Deborah joined Dents at the invitation of owner Robert Yentob 33 years ago at a time when things needed reassessing. “My husband and I, who were both from a retail background, joined in 1990, when Dents were producing briefcases and ladies’ handbags. At that time the company was selling what it could make rather than making what it could sell. Our focus then was that it’s not a sale until it’s checked out at retail stage. You have got to provide what the high street wants, so we went back to basics and changed everything. And we’re now a very focused company; we export to 27 countries all over the world and our internet sales form 38% of the business.”
Now the business focuses entirely on its core business, gloves and leather accessories, but the nature of the demand for leather gloves has also shifted with the times: “The market has changed dramatically in the time I’ve been here.

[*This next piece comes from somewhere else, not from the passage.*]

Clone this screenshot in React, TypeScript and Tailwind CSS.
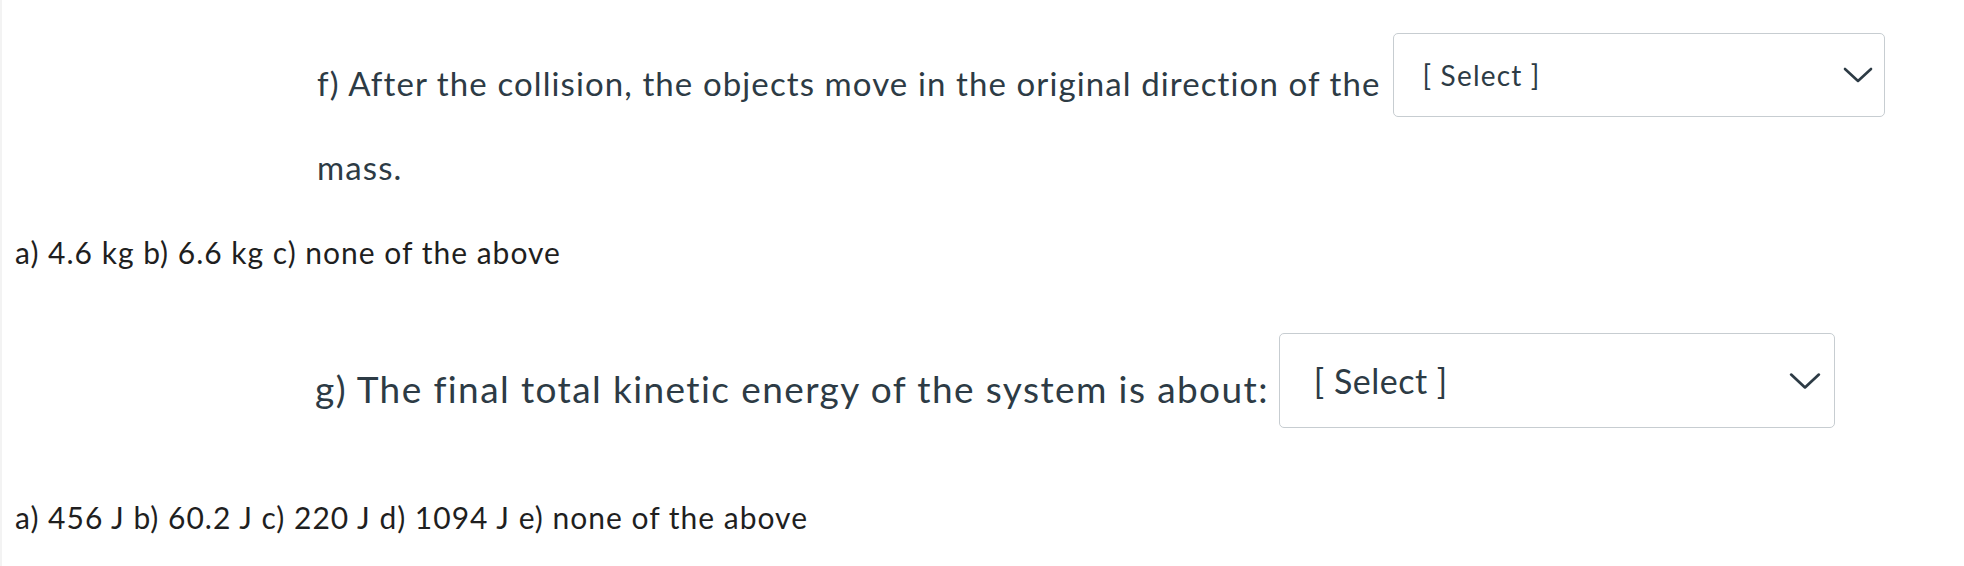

When I came into the business in 1990 we were producing 65% women’s gloves and 35% men’s gloves and now that is reversed. Our export has increased dramatically, particularly in Asia.”
Dents have a modern day as well as a traditional profile – the company continues to produce the driving leather gloves worn by Daniel Craig as James Bond, as well as supplying a large number of period-style leather gloves for TV shows and films such as Downton Abbey, The Crown and Bridgerton.
So is there, we wonder, another coronation glove in the pipeline? This information is currently under wraps – but suffice it to say that there will be a coronation glove for King Charles III, and it will follow in the family line of coronation gloves.